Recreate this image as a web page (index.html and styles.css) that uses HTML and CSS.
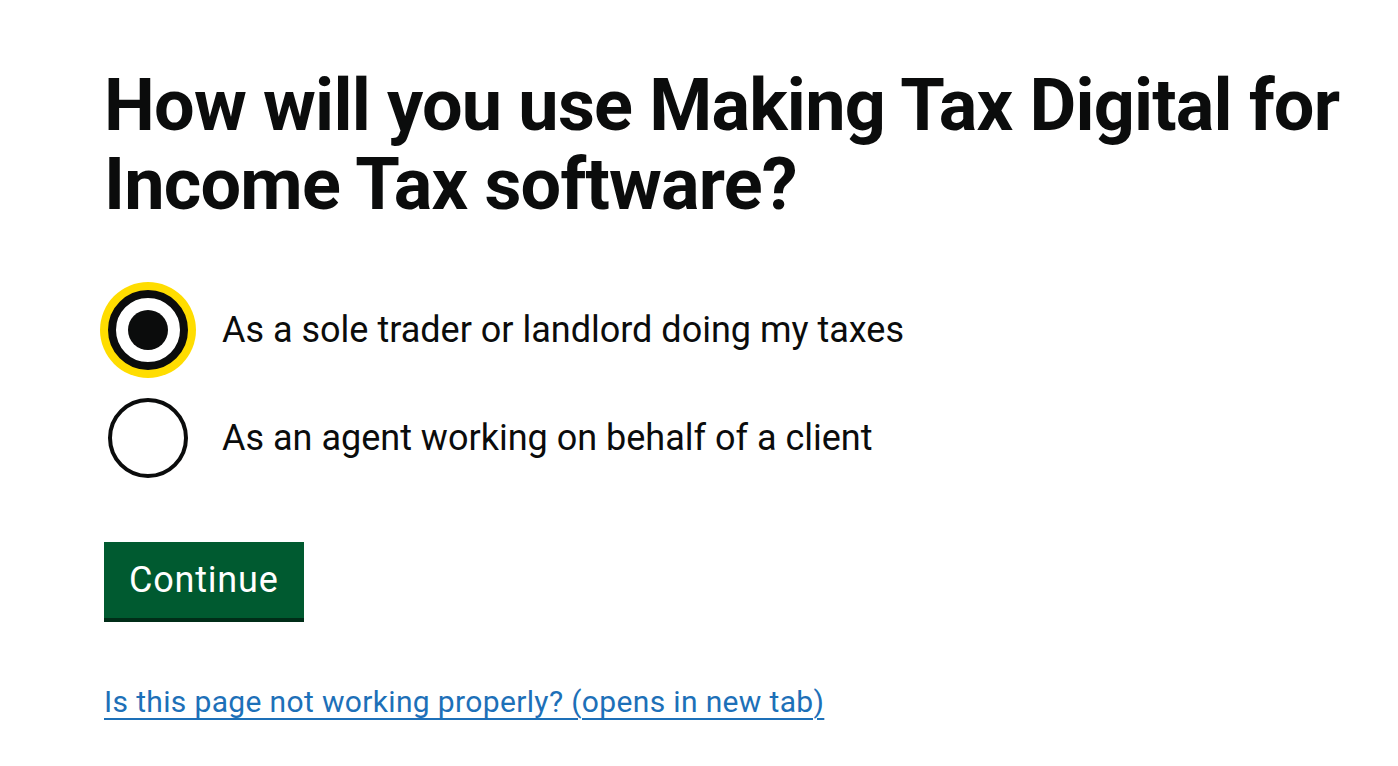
FILE: index.html
```html
<!DOCTYPE html>
<html lang="en">
<head>
<meta charset="utf-8">
<title>How will you use Making Tax Digital for Income Tax software?</title>
<link rel="stylesheet" href="styles.css">
</head>
<body>
<main class="page">
  <h1 class="heading">How will you use Making Tax Digital for Income Tax software?</h1>
  <div class="radios">
    <div class="radio-item">
      <span class="radio radio--checked radio--focus"><span class="radio__dot"></span></span>
      <span class="radio-label">As a sole trader or landlord doing my taxes</span>
    </div>
    <div class="radio-item">
      <span class="radio"></span>
      <span class="radio-label">As an agent working on behalf of a client</span>
    </div>
  </div>
  <button class="button" type="button">Continue</button>
  <p class="help"><a class="link" href="#">Is this page not working properly? (opens in new tab)</a></p>
</main>
</body>
</html>
```
FILE: styles.css
```css
html, body {
  margin: 0;
  padding: 0;
  background: #ffffff;
}
body {
  font-family: Roboto, "Noto Sans", "Liberation Sans", sans-serif;
  color: #0b0c0c;
}
.page {
  padding: 66px 0 0 104px;
}
.heading {
  margin: 0;
  width: 1270px;
  font-size: 72px;
  line-height: 79px;
  font-weight: 700;
  letter-spacing: -0.8px;
}
.radios {
  margin-top: 66px;
}
.radio-item {
  display: flex;
  align-items: center;
  min-height: 80px;
  margin-bottom: 28px;
}
.radio {
  box-sizing: border-box;
  width: 80px;
  height: 80px;
  margin-left: 4px;
  border: 4px solid #0b0c0c;
  border-radius: 50%;
  background: #fff;
  display: flex;
  align-items: center;
  justify-content: center;
  flex: none;
}
.radio--focus {
  border-width: 8px;
  box-shadow: 0 0 0 8px #ffdd00;
}
.radio__dot {
  width: 40px;
  height: 40px;
  border-radius: 50%;
  background: #0b0c0c;
}
.radio-label {
  margin-left: 34px;
  font-size: 36px;
  line-height: 50px;
}
.button {
  margin-top: 36px;
  display: inline-block;
  font-family: inherit;
  font-size: 36px;
  line-height: 40px;
  letter-spacing: 0.8px;
  color: #ffffff;
  background: #005a30;
  border: 0;
  border-radius: 0;
  box-shadow: 0 4px 0 #002d18;
  padding: 18px 25px 18px;
  height: 76px;
  cursor: pointer;
}
.help {
  margin: 64px 0 0;
  font-size: 30px;
  line-height: 40px;
  letter-spacing: 0.35px;
}
.link {
  color: #1d70b8;
  text-decoration: underline;
  text-decoration-thickness: 2px;
  text-underline-offset: 6px;
}
```
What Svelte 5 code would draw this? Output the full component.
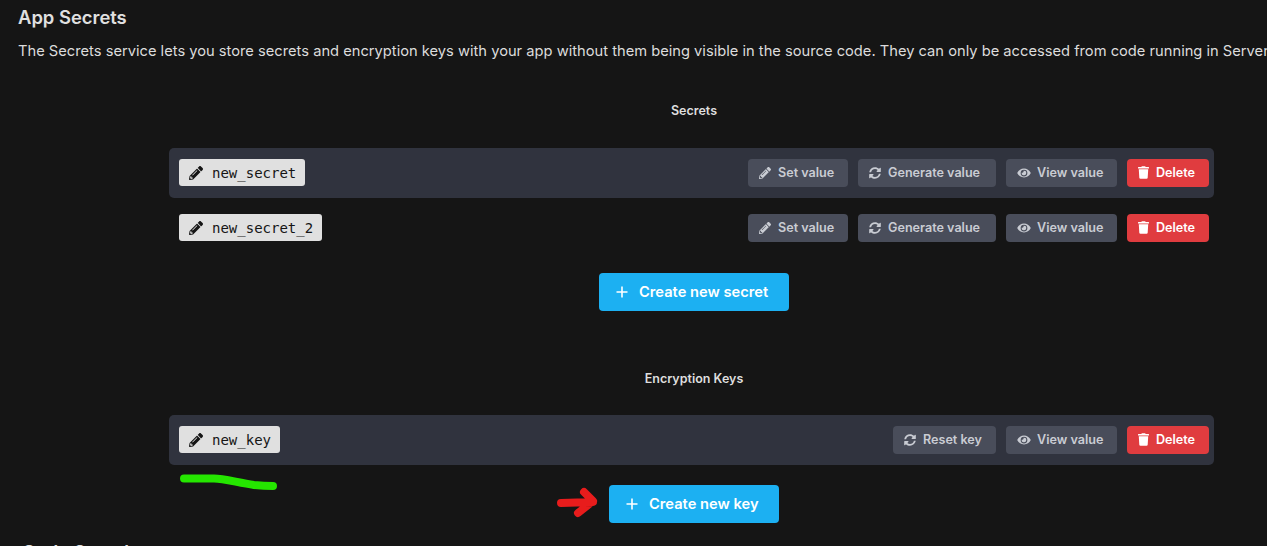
<script>
  const secrets = ['new_secret', 'new_secret_2'];
  const keys = ['new_key'];
</script>

{#snippet pencil()}
  <svg class="icon" viewBox="0 0 512 512"><path fill="currentColor" d="M497.9 142.1l-46.1 46.1c-4.7 4.7-12.3 4.7-17 0l-111-111c-4.7-4.7-4.7-12.3 0-17l46.1-46.1c18.7-18.7 49.1-18.7 67.9 0l60.1 60.1c18.8 18.7 18.8 49.1 0 67.9zM284.2 99.8L21.6 362.4.4 483.9c-2.9 16.4 11.4 30.6 27.8 27.8l121.5-21.3 262.6-262.6c4.7-4.7 4.7-12.3 0-17l-111-111c-4.8-4.7-12.4-4.7-17.1 0zM124.1 339.9c-5.5-5.5-5.5-14.3 0-19.8l154-154c5.5-5.5 14.3-5.5 19.8 0s5.5 14.3 0 19.8l-154 154c-5.5 5.5-14.3 5.5-19.8 0zM88 424h48v36.3l-64.5 11.3-31.1-31.1L51.7 376H88v48z"/></svg>
{/snippet}

{#snippet sync()}
  <svg class="icon" viewBox="0 0 512 512"><path fill="currentColor" d="M370.7 133.3C339.5 104 298.9 88 255.8 88c-77.5.1-144.3 53.2-162.8 126.9-1.3 5.4-6.1 9.1-11.6 9.1H24.1c-7.5 0-13.2-6.8-11.8-14.2C33.9 94.9 134.8 8 256 8c66.4 0 126.8 26.1 171.3 68.7L463 41c15.1-15.1 41-4.4 41 17v134c0 13.3-10.7 24-24 24H346c-21.4 0-32.1-25.9-17-41l41.7-41.7zM32 296h134c21.4 0 32.1 25.9 17 41l-41.7 41.7c31.2 29.3 71.8 45.3 114.9 45.3 77.4-.1 144.3-53.1 162.8-126.8 1.3-5.4 6.1-9.1 11.6-9.1h57.3c7.5 0 13.2 6.8 11.8 14.2C478.1 417.1 377.2 504 256 504c-66.4 0-126.8-26.1-171.3-68.7L49 471c-15.1 15.1-41 4.4-41-17V320c0-13.3 10.7-24 24-24z"/></svg>
{/snippet}

{#snippet eye()}
  <svg class="icon eye" viewBox="0 0 576 512"><path fill="currentColor" d="M572.5 241.4C518.3 135.6 410.9 64 288 64S57.7 135.6 3.5 241.4a32.4 32.4 0 0 0 0 29.2C57.7 376.4 165.1 448 288 448s230.3-71.6 284.5-177.4a32.4 32.4 0 0 0 0-29.2zM288 400a144 144 0 1 1 144-144 143.9 143.9 0 0 1-144 144zm0-240a95.3 95.3 0 0 0-25.3 3.8 47.9 47.9 0 0 1-66.9 66.9A95.8 95.8 0 1 0 288 160z"/></svg>
{/snippet}

{#snippet trash()}
  <svg class="icon trash" viewBox="0 0 448 512"><path fill="currentColor" d="M432 32H312l-9.4-18.7A24 24 0 0 0 281.1 0H166.8a23.7 23.7 0 0 0-21.4 13.3L136 32H16A16 16 0 0 0 0 48v32a16 16 0 0 0 16 16h416a16 16 0 0 0 16-16V48a16 16 0 0 0-16-16zM53.2 467a48 48 0 0 0 47.9 45h245.8a48 48 0 0 0 47.9-45L416 128H32z"/></svg>
{/snippet}

{#snippet plus()}
  <svg class="plus" width="12" height="12" viewBox="0 0 12 12"><path d="M6 .5v11M.5 6h11" fill="none" stroke="currentColor" stroke-width="1.6"/></svg>
{/snippet}

{#snippet nameTag(name)}
  <div class="tag">
    <span class="tagIcon">{@render pencil()}</span>
    <code>{name}</code>
  </div>
{/snippet}

<main class="page">
  <h1>App Secrets</h1>
  <p class="intro">The Secrets service lets you store secrets and encryption keys with your app without them being visible in the source code. They can only be accessed from code running in Server Scripts.</p>

  <section class="block secretsBlock">
    <h2>Secrets</h2>
    <div class="rows">
      {#each secrets as name, i}
        <div class="row" class:shaded={i === 0}>
          {@render nameTag(name)}
          <div class="actions">
            <button class="btn setBtn">{@render pencil()}Set value</button>
            <button class="btn genBtn">{@render sync()}Generate value</button>
            <button class="btn viewBtn">{@render eye()}View value</button>
            <button class="btn danger">{@render trash()}Delete</button>
          </div>
        </div>
      {/each}
    </div>
    <button class="create createSecret">{@render plus()}Create new secret</button>
  </section>

  <section class="block keysBlock">
    <h2>Encryption Keys</h2>
    <div class="rows">
      {#each keys as name}
        <div class="row shaded">
          {@render nameTag(name)}
          <div class="actions">
            <button class="btn resetBtn">{@render sync()}Reset key</button>
            <button class="btn viewBtn">{@render eye()}View value</button>
            <button class="btn danger">{@render trash()}Delete</button>
          </div>
        </div>
      {/each}
    </div>
    <div class="annotated">
      <svg class="scribble" width="110" height="22" viewBox="0 0 110 22">
        <path d="M5 4.5 H35 C45 4.5 60 9 75 11 C85 12 90 12 94 12" fill="none" stroke="#25e600" stroke-width="8" stroke-linecap="round"/>
      </svg>
      <svg class="arrow" width="46" height="40" viewBox="0 0 46 40">
        <path d="M6 18 L38 17 M29 7 L38 16 L23 28" fill="none" stroke="#e81c1c" stroke-width="8" stroke-linecap="round" stroke-linejoin="round"/>
      </svg>
      <button class="create createKey">{@render plus()}Create new key</button>
    </div>
  </section>

  <h1 class="nextHeading">Code Samples</h1>
</main>

<style>
  :global(body) {
    background: #151515;
    overflow: hidden;
  }

  .page {
    height: 546px;
    overflow: hidden;
    padding: 6px 0 0 18px;
    box-sizing: border-box;
    font-family: Inter, "Open Sans", sans-serif;
    color: #e0e0e0;
  }

  h1 {
    margin: 0;
    font-size: 18.4px;
    line-height: 22px;
    font-weight: 600;
  }

  .intro {
    margin: 13px 0 0;
    width: 1400px;
    font-size: 14.7px;
    line-height: 20px;
    white-space: nowrap;
    color: #dcdcdc;
  }

  .block {
    width: 1050px;
    margin-left: 151px;
    display: flex;
    flex-direction: column;
    align-items: center;
  }

  .secretsBlock {
    margin-top: 42px;
  }

  .keysBlock {
    margin-top: 60px;
  }

  h2 {
    margin: 0 0 29px;
    font-size: 12.5px;
    line-height: 16px;
    font-weight: 600;
    color: #dedede;
  }

  .keysBlock h2 {
    margin-bottom: 28px;
  }

  .rows {
    width: 1045px;
    align-self: flex-start;
    display: flex;
    flex-direction: column;
    gap: 5px;
  }

  .row {
    height: 50px;
    padding: 0 5px 0 10px;
    border-radius: 5px;
    display: flex;
    align-items: center;
    justify-content: space-between;
  }

  .shaded {
    background: #30333e;
  }

  .tag {
    height: 27px;
    margin-bottom: 1px;
    padding: 0 9px 0 10px;
    border-radius: 3px;
    background: #e0e0e0;
    color: #151515;
    display: flex;
    align-items: center;
    gap: 9px;
  }

  .tagIcon {
    display: flex;
  }

  .tagIcon .icon {
    width: 14px;
    height: 14px;
    margin: 0;
  }

  code {
    font-family: "DejaVu Sans Mono", monospace;
    font-size: 14px;
  }

  .actions {
    display: flex;
    gap: 10px;
  }

  .btn {
    height: 28px;
    padding: 0 0 1px 11px;
    border: none;
    border-radius: 4px;
    background: #494d5a;
    color: #c9ccd3;
    font: 600 12.6px Inter, "Open Sans", sans-serif;
    display: flex;
    align-items: center;
  }

  .setBtn {
    width: 100px;
  }

  .genBtn {
    width: 138px;
  }

  .viewBtn {
    width: 111px;
  }

  .resetBtn {
    width: 103px;
  }

  .danger {
    width: 82px;
    background: #e03c3f;
    color: #fff;
  }

  .icon {
    width: 12px;
    height: 12px;
    margin-right: 7px;
  }

  .eye {
    width: 14px;
    margin-right: 6px;
  }

  .trash {
    width: 11px;
    height: 13px;
    margin-right: 7px;
  }

  .create {
    height: 38px;
    padding: 0 0 1px 17px;
    border: none;
    border-radius: 4px;
    background: #1cb0f2;
    color: #fff;
    font: 600 14.7px Inter, "Open Sans", sans-serif;
    display: flex;
    align-items: center;
  }

  .createSecret {
    width: 190px;
    margin-top: 20px;
  }

  .createKey {
    width: 170px;
  }

  .plus {
    margin-right: 11px;
  }

  .annotated {
    margin-top: 20px;
    position: relative;
    display: flex;
    justify-content: center;
    width: 100%;
  }

  .scribble {
    position: absolute;
    left: 10px;
    top: -11px;
  }

  .arrow {
    position: absolute;
    left: 386px;
    top: 0;
  }

  .nextHeading {
    margin-top: 18px;
    padding-left: 4px;
  }
</style>
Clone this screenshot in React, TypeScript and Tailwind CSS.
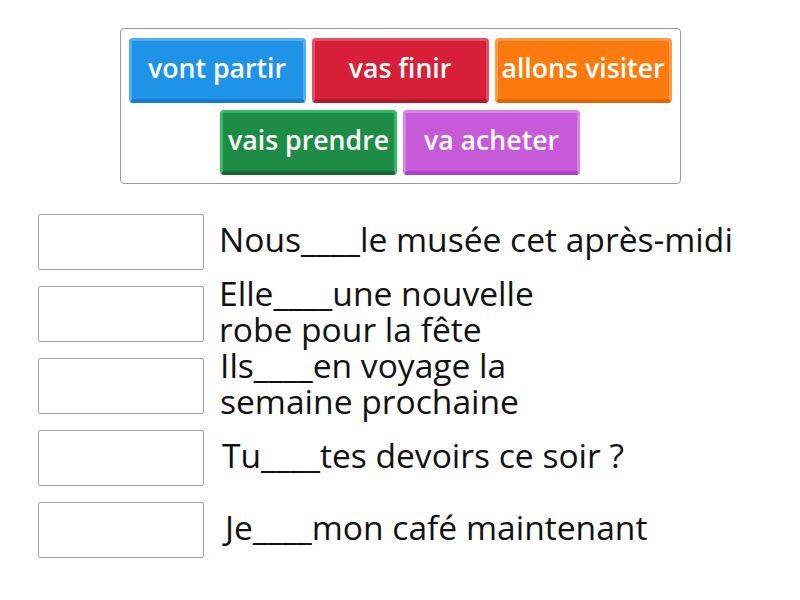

════════════════════

**Problem statement**.
From the listing above, copy all lines holding the word "this".

**Full output**.
Recreate this image as a web page (index.html and styles.css) that uses HTML and CSS.
  <p class="help"><a class="link" href="#">Is this page not working properly? (opens in new tab)</a></p>
What Svelte 5 code would draw this? Output the full component.
Clone this screenshot in React, TypeScript and Tailwind CSS.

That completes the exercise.